The third phase will see the state open itself to the public and be able to provide services in what is referred as "government portal". An electronic voting and ID acquisition system is expected to be completed by the end of year 2007 when the next General Elections are due.

The new system is supposed to ease service provision and bring about "digital democracy such as opinion polls, electronic voting, electronic voter register scrutiny and inter-government interaction," says Mr Gakunu.

However, he laments that most computers in use in government offices have old processors, and most are older than Pentium III processors, that is, with processing speeds of below 800 MHz. "Most are not equipped with up to-date software."

There is also the problem of procurement of computers. "Standards are not strictly adhered to in procuring computers and software," Mr Gakunu says of the constraints within which the state is being forced to work.

In order to achieve the objectives of the project, the state intends to build consensus and have a common understanding across Government, hold sensitisation workshops with Permanent Secretaries and ministerial ICT Committees, hold a national Convention on E-Government, among other things.

Just last week an ICT conference was held at Safari Park, where the participants expressed disappointment at the slow pace at which the government was moving with regard to putting an ICT policy in place.

In order to roll out the programme, the Government has come up with a cabinet committee chaired by the Minister of State for Provincial Administration security, Chris Murungaru.

The committee comprises the Ministers for Finance, Tourism and Information, Education, and Transport and Communication. It is charged with the work of overseeing the implementation of the E-Government strategy.

There is also a committee of all Permanent Secretaries and accounting officers, which is supposed to coordinate the implementation of the E-government initiative. It also provides the institutional support and ownership needed to marshal resources and manpower to expedite the implementation of E-Government.

A directorate of E-government has also been initiated to provide leadership, facilitate coordination and drive the E-Government process. Mr Gakunu says in the ICT brief that it "provides coordination and advises on issues pertaining to electronic business, telecommunications and technology; plans and develops strategies and directs government wide activities to support other agencies; and participates in the analysis, monitoring and evaluation of E-government issues, policies and legislation."

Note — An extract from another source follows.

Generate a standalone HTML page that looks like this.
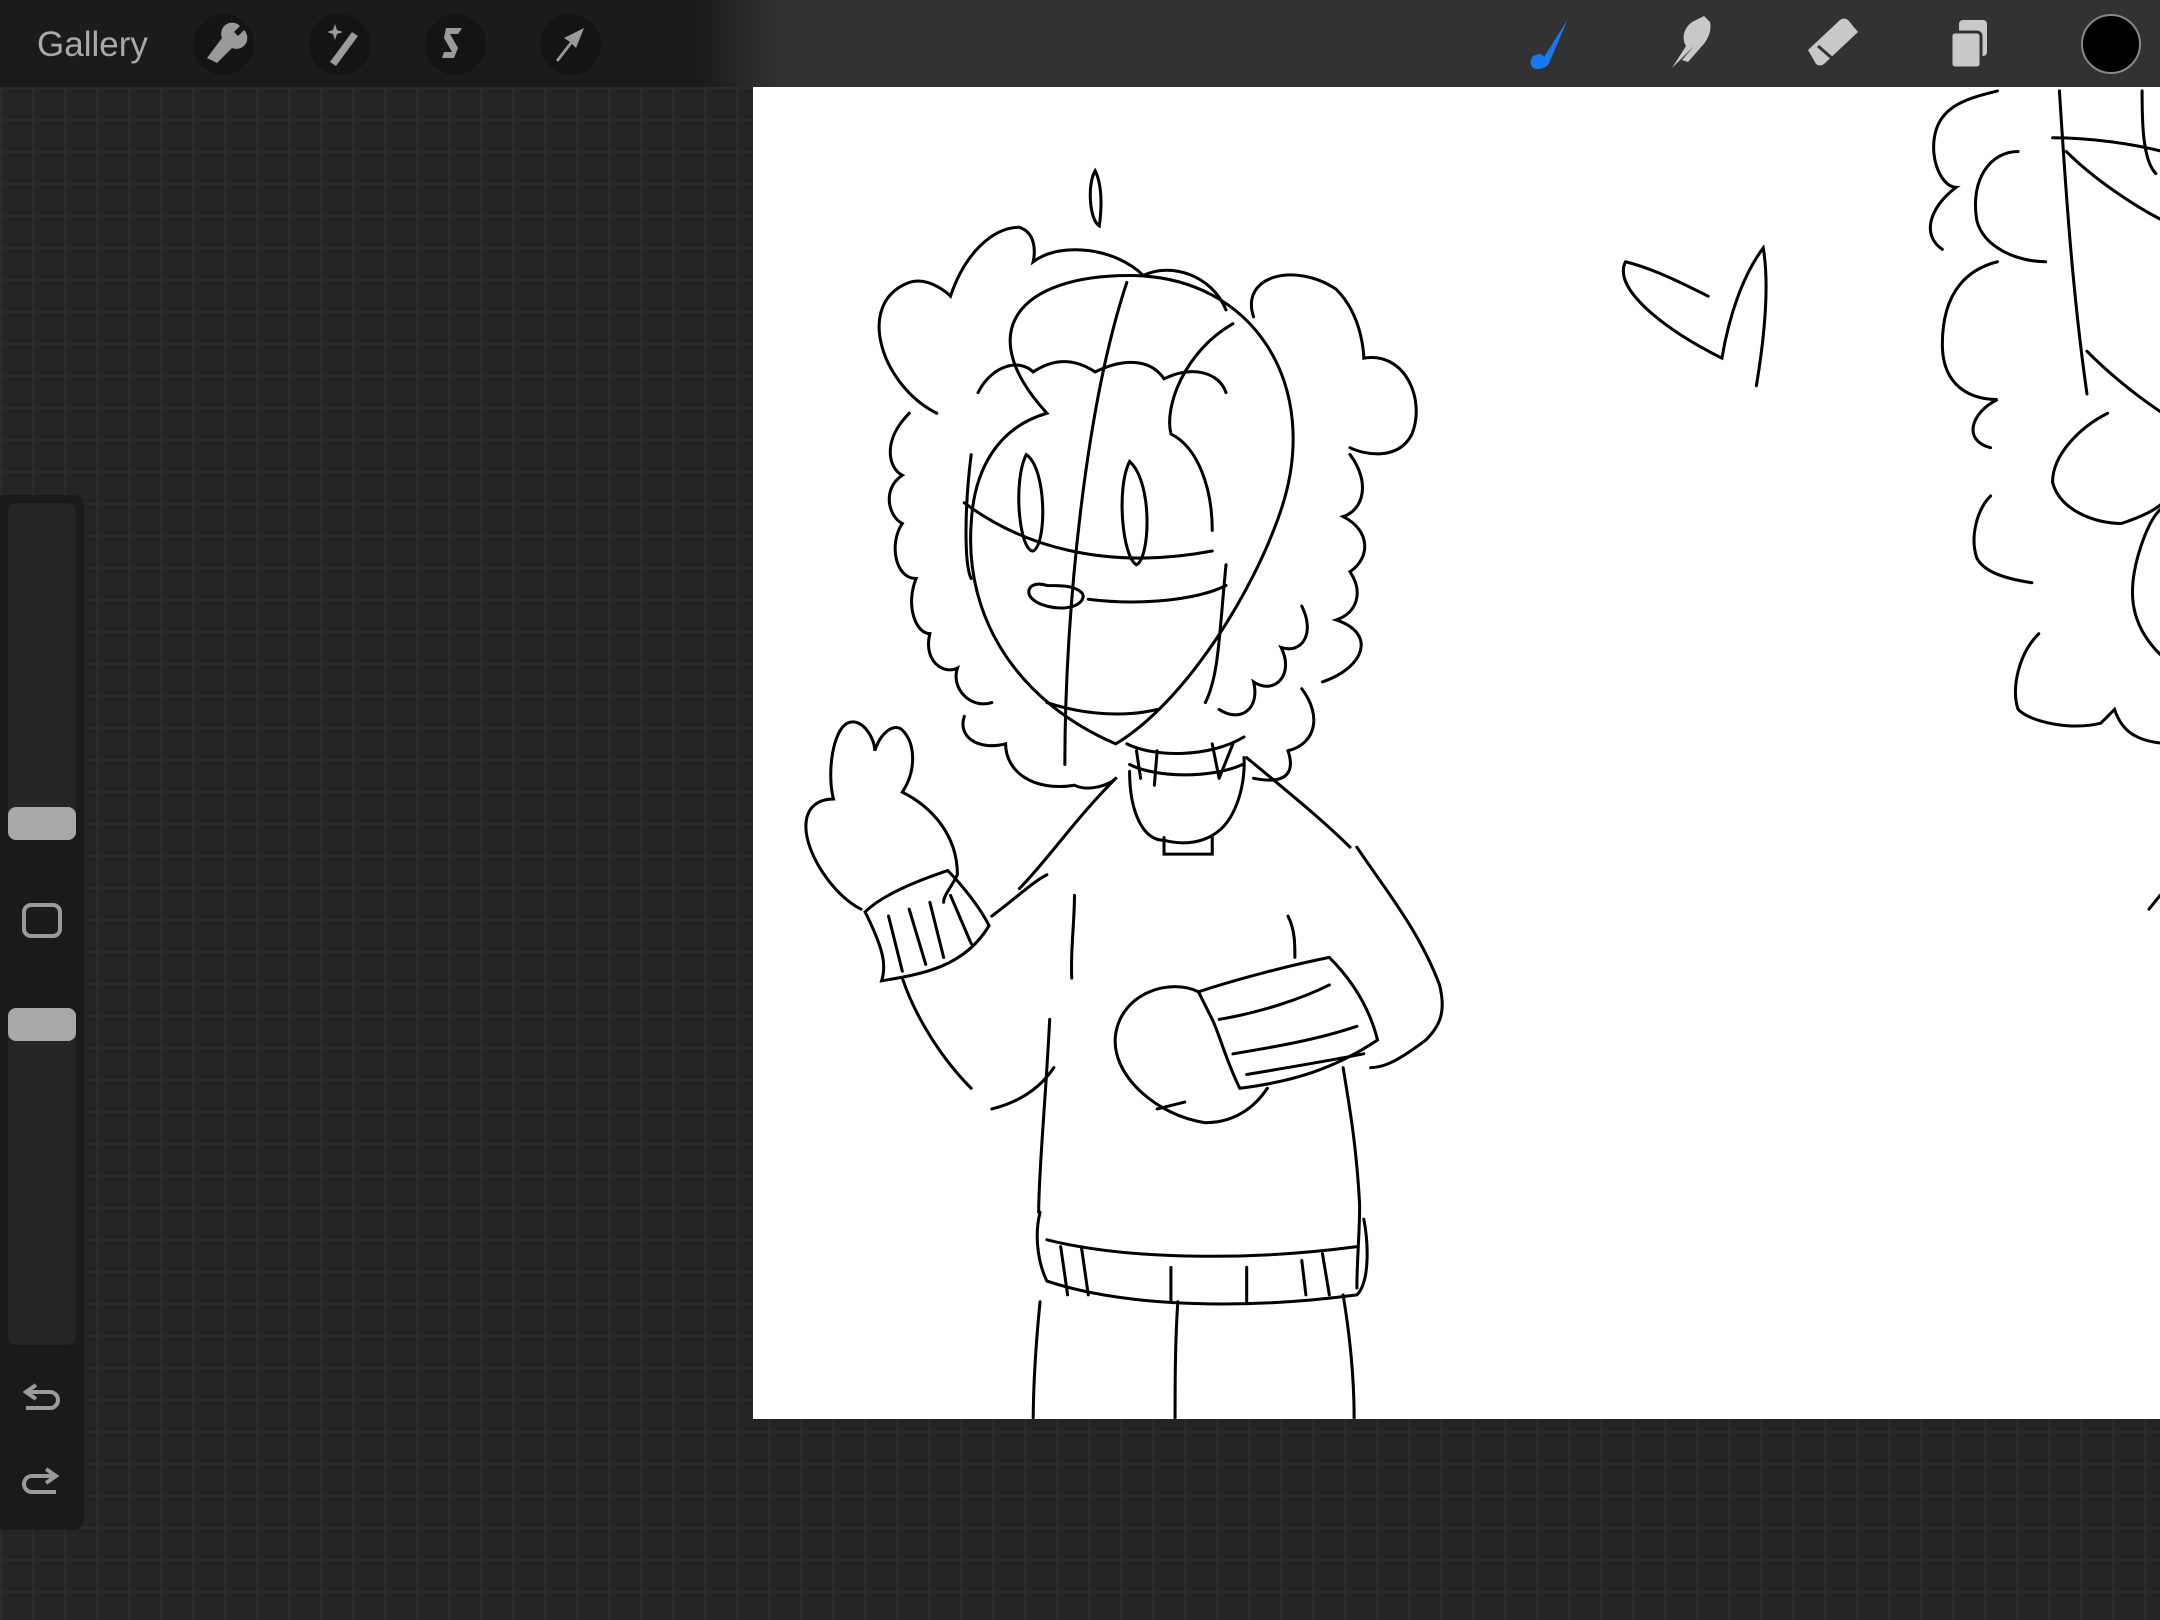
<!DOCTYPE html>
<html><head><meta charset="utf-8"><style>
html,body{margin:0;padding:0}
body{width:2160px;height:1620px;position:relative;overflow:hidden;background:#242424;
background-image:linear-gradient(#2b2b2b 2px,transparent 2px),linear-gradient(90deg,#2b2b2b 2px,transparent 2px);
background-size:32px 32px;background-position:0 87px;font-family:"Liberation Sans",sans-serif}
.top{position:absolute;left:0;top:0;width:2160px;height:87px;background:linear-gradient(90deg,#1b1b1b 0,#1b1b1b 700px,#313131 780px,#323232 100%)}
.gal{position:absolute;left:37px;top:25px;font-size:35px;color:#a9a9a9}
.c{position:absolute;top:14px;width:61px;height:61px;border-radius:50%;background:#141414}
.canvas{position:absolute;left:753px;top:87px;width:1407px;height:1332px;background:#fff}
.side{position:absolute;left:0;top:495px;width:84px;height:1035px;background:#1a1a1a;border-radius:0 10px 10px 0}
.track{position:absolute;left:8px;width:68px;background:#252525;border-radius:8px}
.h{position:absolute;left:8px;width:68px;height:33px;background:#a8a8a8;border-radius:8px}
svg{position:absolute;left:0;top:0}
</style></head><body>
<div class="canvas"></div>
<div class="top">
<div class="gal">Gallery</div>
<div class="c" style="left:193px"></div><div class="c" style="left:309px"></div><div class="c" style="left:425px"></div><div class="c" style="left:540px"></div>
</div>
<div class="side">
<div class="track" style="top:8px;height:335px"></div>
<div class="track" style="top:520px;height:330px"></div>
<div class="h" style="top:312px"></div>
<div class="h" style="top:513px"></div>
</div>
<svg width="2160" height="1620" viewBox="0 0 2160 1620">
<g fill="#9a9a9a">
<path d="M207 58 L222 38 a11 11 0 0 1 18 -12 l-6 6 4 4 6 -6 a11 11 0 0 1 -12 18 L217 63 z"/>
<path d="M330 62 l22 -30 6 4 -22 30 z"/><path d="M333 30 l2 -6 2 6 6 2 -6 2 -2 6 -2 -6 -6 -2z"/>
<path d="M446 28 h16 l-4 6 h-8 l8 14 -4 10 h-12 l2 -6 h8 l-8 -14z"/>
<path d="M556 60 l14 -18 -6 -4 20 -10 -8 20 -4 -4 -14 18z"/>
</g>
<path d="M1532 67 c-6 -12 10 -16 12 -10 l24 -38 -18 42 c-2 8 -14 10 -18 6z" fill="#1a78f0"/>
<path d="M1672 68 l14 -22 c-6 -10 0 -22 10 -26 l8 -4 6 6 c2 8 -2 18 -8 24 l-14 16 -6 -2 12 -14z" fill="#c8c8c8"/>
<path d="M1808 50 l32 -30 a6 6 0 0 1 8 0 l10 12 -34 32 a6 6 0 0 1 -8 0z" fill="#c8c8c8"/>
<line x1="1818" y1="46" x2="1834" y2="60" stroke="#323232" stroke-width="3"/>
<rect x="1959" y="20" width="28" height="36" rx="4" fill="#c8c8c8"/>
<rect x="1951" y="32" width="30" height="36" rx="4" fill="#c8c8c8" stroke="#323232" stroke-width="3"/>
<circle cx="2111" cy="44" r="29" fill="#000" stroke="#888" stroke-width="2"/>
<rect x="24" y="905" width="36" height="31" rx="7" fill="none" stroke="#9a9a9a" stroke-width="4"/>
<path d="M28 1392 h22 a8 8 0 0 1 0 16 h-24 M36 1385 l-10 7 10 7" fill="none" stroke="#9a9a9a" stroke-width="4"/>
<path d="M54 1476 h-22 a8 8 0 0 0 0 16 h24 M46 1469 l10 7 -10 7" fill="none" stroke="#9a9a9a" stroke-width="4"/>
</svg>
<svg width="2160" height="1620" viewBox="0 0 1568 1176" preserveAspectRatio="none">
<defs><clipPath id="cl"><rect x="547" y="64" width="1021" height="966"/></clipPath></defs>
<g clip-path="url(#cl)" fill="none" stroke="#000" stroke-width="2.2" stroke-linecap="round">
<path d="M795 124 c-6 10 -4 36 3 40 c2 -14 2 -30 -3 -40z"/>
<path d="M680 300 c-40 -20 -60 -80 -20 -95 c15 -5 30 10 30 10 c10 -30 30 -50 50 -50 c15 5 10 25 10 25 c20 -15 60 -10 80 10 c20 -10 50 0 60 25"/>
<path d="M910 230 c-10 -30 30 -40 60 -20 c20 20 20 50 20 50 c30 -5 45 30 35 55 c-10 20 -35 15 -45 10"/>
<path d="M660 300 c-20 20 -15 40 -5 45 c-15 10 -10 30 0 35 c-10 15 -5 40 10 40 c-8 20 0 40 10 40 c-5 20 10 30 20 25 c-5 15 10 30 25 25"/>
<path d="M980 330 c15 20 10 40 -5 45 c20 10 20 30 5 40 c10 15 5 30 -10 35 c30 10 20 35 -10 45"/>
<path d="M945 440 c10 20 0 35 -15 30 c10 20 -5 35 -20 25 c5 20 -10 30 -25 20"/>
<path d="M700 520 c-5 15 10 25 30 20 c0 20 20 35 50 30 c10 5 25 0 30 -5"/>
<path d="M945 500 c15 20 10 40 -10 45 c5 15 0 25 -25 20"/>
<path d="M760 300 c-55 -60 -20 -100 60 -100 c90 0 140 80 110 170 c-20 60 -70 140 -120 170 c-70 -30 -110 -90 -105 -160 c2 -40 20 -70 55 -80z"/>
<path d="M818 205 c-30 90 -45 240 -45 350"/>
<path d="M895 235 c-35 20 -50 60 -45 80 c20 10 30 40 30 70"/>
<path d="M710 285 c10 -20 30 -25 40 -15 c15 -10 30 -10 45 0 c20 -10 40 -10 50 5 c20 -10 40 -5 45 10"/>
<path d="M705 330 c-5 40 -5 80 0 90"/>
<path d="M745 330 c-10 20 -5 70 5 70 c10 -5 10 -60 -5 -70z"/>
<path d="M820 335 c-10 20 -5 70 5 75 c10 -5 12 -60 -5 -75z"/>
<path d="M700 365 c40 30 100 50 180 35"/>
<path d="M760 425 c-15 -5 -20 10 0 15 c20 5 30 -5 25 -10 c-5 -5 -15 -5 -25 -5z"/>
<path d="M790 435 c40 5 80 0 100 -10"/>
<path d="M890 410 c-5 50 -5 80 -15 100"/>
<path d="M760 510 c30 10 60 10 80 5"/>
<path d="M818 540 c20 10 60 10 85 -5 M820 555 c20 10 60 10 82 0 M825 545 l3 20 M840 545 l-2 25 M880 540 l5 25 M895 540 l-10 25"/>
<path d="M820 560 c0 30 10 50 25 50 c20 5 40 0 50 -20 c10 -20 8 -40 8 -40"/>
<path d="M845 608 v12 h35 v-12"/>
<path d="M810 565 c-30 30 -50 60 -70 80 M720 665 c20 -15 30 -25 40 -30"/>
<path d="M905 550 c30 25 55 45 75 65 M985 615 c20 30 45 60 60 100 c5 20 0 30 -10 40 c-20 15 -30 20 -40 20"/>
<path d="M780 650 c0 20 -3 40 -2 60 M935 665 c5 10 5 20 5 30"/>
<path d="M625 660 c-20 -10 -40 -40 -40 -60 c0 -15 10 -20 20 -20 c-5 -20 0 -50 10 -55 c10 -5 20 10 20 20 c5 -15 15 -20 20 -15 c10 10 10 30 0 45 c20 10 40 30 40 60 c-5 10 -10 15 -10 20"/>
<path d="M628 662 c15 30 15 40 12 50 c30 -5 60 -10 78 -40 c-10 -20 -30 -40 -30 -40 c-30 10 -50 20 -60 30z M645 665 l10 40 M660 660 l12 40 M675 655 l10 40 M690 650 l15 35"/>
<path d="M655 710 c10 30 30 60 50 80 M720 805 c20 -5 35 -15 45 -30 M762 740 c-3 60 -8 110 -8 140"/>
<path d="M870 720 c-20 -10 -55 0 -60 30 c-5 30 30 60 65 65 c20 0 35 -10 45 -25"/>
<path d="M870 720 c30 -10 70 -20 95 -25 c20 20 30 40 35 60 c-30 20 -60 30 -100 35 c-10 -20 -15 -40 -20 -50z M885 740 c30 -5 60 -15 80 -25 M895 765 c30 -5 60 -10 90 -20 M905 780 c30 -5 60 -10 85 -15"/>
<path d="M840 805 l20 -5 M975 775 c5 30 10 60 12 100 c0 20 -2 40 -2 60"/>
<path d="M755 880 c-5 20 0 40 5 50 c60 20 150 20 225 10 c10 -10 8 -40 5 -55 M760 900 c60 15 150 15 225 5 M770 905 l5 35 M785 905 l5 35 M850 920 v25 M905 920 v25 M945 915 l3 25 M960 910 l5 30"/>
<path d="M755 945 c-3 30 -5 60 -5 90 M855 945 c-2 30 -2 60 -2 90 M975 940 c5 30 8 60 8 90"/>
<path d="M1180 190 c-10 20 30 50 70 70 c5 -30 15 -60 30 -80 c5 30 0 70 -5 100 M1180 190 c20 5 40 15 60 25"/>
<path d="M1450 66 c-20 5 -40 10 -45 30 c-5 20 5 40 15 40 c-20 15 -25 35 -10 45 M1465 110 c-20 0 -35 20 -30 50 c5 20 30 30 50 30 M1450 190 c-20 5 -40 20 -40 60 c0 30 20 40 40 40 c-20 10 -25 30 -5 35 M1445 360 c-10 10 -15 30 -10 45 c5 10 20 15 40 18 M1480 460 c-15 15 -20 40 -15 55 c10 10 40 15 60 10 l10 -10 c5 15 15 25 45 25"/>
<path d="M1495 66 c5 80 10 150 20 220 M1490 100 c30 0 60 5 80 10 M1500 110 c20 20 50 40 70 50 M1515 255 c20 20 40 35 55 45 M1555 66 c0 20 0 50 10 60"/>
<path d="M1530 300 c-20 10 -40 30 -40 50 c5 20 30 30 50 30 c15 -5 25 -10 30 -15 M1568 370 c-10 10 -20 40 -20 60 c0 20 10 35 20 45 M1560 660 l8 -10"/>
</g>
</svg>
</body></html>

The ministerial committees are supposed to review the various ICT policy initiatives in the Ministries supporting what is being referred to as "the Ministerial Policy Mandate" and identify technical and institutional gaps. It is further meant to undertake an audit of ICT capacity and recommend the ways of improving the situation.

The institutional structure of achieving the E-government strategy is such that the cabinet committee is at the top and is advised by committees of permanent secretaries, who in turn technical receive advice from the Directorate of E-government that draws strength from the National Communications Services and the Government Information Technology Service. The directorate also works above individual ministerial ICT committees of which each has an ICT unit.

Among the other objectives of the strategy is to enable electronic procurement of goods to enable suppliers to do transactions with the government over the internet and electronic registration of suppliers.

Mr Gakunu says the strategy will see to the introduction of "e-talking to citizens, that is, providing citizens with details of public sector activities and information such as the Kenya Gazette, laws and regulations through websites; enhancing listening to citizens, that is, increasing the input of citizens into public sector decisions and actions."

It will enhance E-policing so that a traffic policeman could access details of a car or driver in the event of an accident.

E-voting is intended to ensure that there is no congestion at polling halls and that vote counting is done quickly.

An electronic payment system for utility bills for water and electricity will also be part of the new strategy.

However, in the brief the security issues are noted. It recognises that the way business is transacted, government operates, and national defence is conducted is increasingly relying on an interdependent network of information technology infrastructures ­ otherwise called cyberspace ­ where there are security risks of potential attacks from legitimate clients, government official users, and from hostile outsiders, criminals, terrorists and foreign spy agencies.